Wednesday, December 10, 2014, 9:40 am, Room Makai

Session: Thin Film Synthesis and Characterization II
Presenter: Jun-gu Kang, Sungkyunkwan University, Korea, Republic of Korea
Authors: J. Kang, Sungkyunkwan University, Korea, Republic of Korea
J.-S. Park, Korea Electronics Technology Institute (KETI), Republic of Korea
H. Lee, Sungkyunkwan University, Korea, Republic of Korea
Correspondent: Click to Email

Gas sensors based on metal oxide semiconductors have been used for detecting low level toxic and explosive gas for a long time, since metal oxide semiconductors enable to make gas sensors operate at low power consumption as well as supply with low price.

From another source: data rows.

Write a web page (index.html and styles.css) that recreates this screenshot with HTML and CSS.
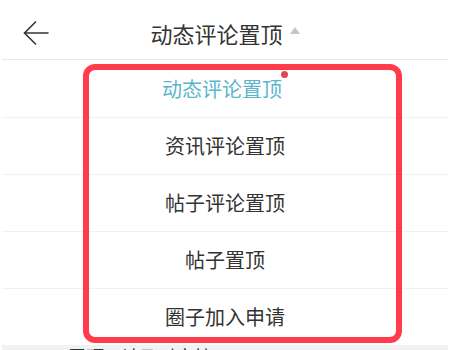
FILE: index.html
```html
<!DOCTYPE html>
<html lang="zh">
<head>
<meta charset="utf-8">
<link rel="stylesheet" href="styles.css">
</head>
<body>
<div class="page">
  <header class="topbar">
    <div class="topbar-left">
      <span class="back">
        <svg width="26" height="24" viewBox="0 0 26 24" fill="none" stroke="#333" stroke-width="1.6" stroke-linecap="round" stroke-linejoin="round">
          <path d="M1.5 12H25"/>
          <path d="M12.5 1L1.5 12L12.5 23"/>
        </svg>
      </span>
    </div>
    <div class="title">动态评论置顶<span class="caret"></span></div>
    <div></div>
  </header>
  <ul class="rows">
    <li></li>
    <li></li>
    <li></li>
    <li></li>
    <li></li>
  </ul>
  <div class="notice">置顶，请及时审核</div>

  <ul class="dropdown">
    <li class="active">动态评论置顶</li>
    <li>资讯评论置顶</li>
    <li>帖子评论置顶</li>
    <li>帖子置顶</li>
    <li>圈子加入申请</li>
  </ul>

  <div class="highlight-frame"><span class="dot"></span></div>
</div>
</body>
</html>
```
FILE: styles.css
```css
html, body {
  margin: 0;
  padding: 0;
  background: #ffffff;
}
body {
  font-family: "Noto Sans CJK SC", "Noto Sans", sans-serif;
  color: #333333;
  height: 350px;
  overflow: hidden;
}
.page {
  position: relative;
  width: 448px;
  height: 350px;
  padding-left: 2px;
  box-sizing: border-box;
  overflow: hidden;
}
.topbar {
  display: grid;
  grid-template-columns: 1fr auto 1fr;
  align-items: center;
  height: 60px;
  padding-top: 6px;
  box-sizing: border-box;
  border-bottom: 1px solid #e9e9e9;
}
.topbar-left {
  display: flex;
  align-items: center;
  padding-left: 21px;
}
.back {
  display: block;
  width: 26px;
  height: 24px;
}
.back svg {
  display: block;
}
.title {
  display: flex;
  align-items: center;
  font-size: 22px;
  line-height: 28px;
  color: #333333;
}
.caret {
  width: 0;
  height: 0;
  margin-left: 7px;
  margin-top: -4px;
  border-left: 5px solid transparent;
  border-right: 5px solid transparent;
  border-bottom: 7px solid #c6c6c6;
}
.rows {
  list-style: none;
  margin: 0;
  padding: 0;
}
.rows li {
  height: 56px;
  border-bottom: 1px solid #f1f1f1;
}
.notice {
  background: #f2f2f2;
  padding-left: 66px;
  font-size: 18px;
  line-height: 22px;
  color: #333333;
  height: 30px;
}
.dropdown {
  position: absolute;
  left: 2px;
  right: 0;
  top: 61px;
  list-style: none;
  margin: 0;
  padding: 0;
  background: #ffffff;
}
.dropdown li {
  height: 56px;
  line-height: 56px;
  border-bottom: 1px solid #f1f1f1;
  text-align: center;
  font-size: 20px;
  color: #333333;
}
.dropdown li.active {
  color: #5ab5cd;
  padding-right: 6px;
}
.highlight-frame {
  position: absolute;
  left: 83px;
  top: 64px;
  width: 319px;
  height: 279px;
  box-sizing: border-box;
  border: 6px solid #ff3b4c;
  border-radius: 12px;
}
.dot {
  position: absolute;
  left: 192px;
  top: 1px;
  width: 7px;
  height: 7px;
  border-radius: 50%;
  background: #ea4449;
}
```
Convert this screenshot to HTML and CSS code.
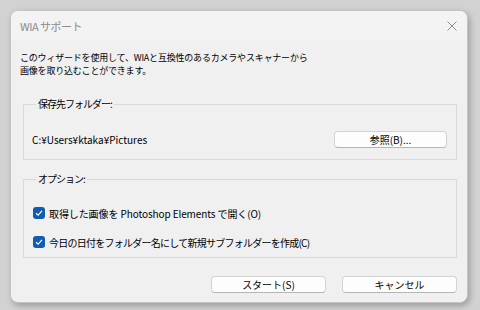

Recently, researchers have studied nanostructured metal oxide semiconductors to improve sensitivity by enlarging the surface area that react gas directly. However, such gas sensors based on nanomaterials suffer from a large deviation of sensitivities among gas sensors. In the present work, we employed a SnO2 thin film, with a well-defined surface area and thus a small deviation in sensitivity, and, in addition, doped it with a noble metal to improve stability. For the fabrication of the micro platform, which consists of a micro heater and sensing electrode on SiNx membrane, we started with a Si substrate(100) by deposition of a low stress 2㎛-thick SiNx film using a low pressure chemical vapor deposition process. After deposition of a tantalum layer, serving as an adhesion layer, a Pt film was deposited as a heating element. The heater layer of Pt on Ta was patterned and etched using a dry etching process with an advanced oxide-etching equipment. An 1㎛-thick insulating layer was produced on the patterned heater layer. A sensing electrode layer of Pt was sputtered and then patterned using a dry etching process. A SnO2 thin film, as sensing material, was deposited with RF sputtering on the sensing electrode of a micro platform. And then, Pt doping was done by Pt thin film sputtering, and heat treatment to form Pt islands on SnO2 thin film. After finishing the front side process of the wafer, we patterned the back-side of the wafer and etched it in a KOH solution to release the SiNx film as a membrane. In this presentation, sensing properties of fabricated gas sensors to indoor pollutant gases such as CO, HCHO and toluene will be presented. We will also show the possibility to reduce deviations of sensitivities to the constant CO gas concentration among thin film based micro gas sensors.

[Acknowledgement] This work was supported by the "Project (10043800) of the Technology Development Program of S/W Convergence Component" by MOTIE and KEIT in Korea. The authors appreciate government for research funding.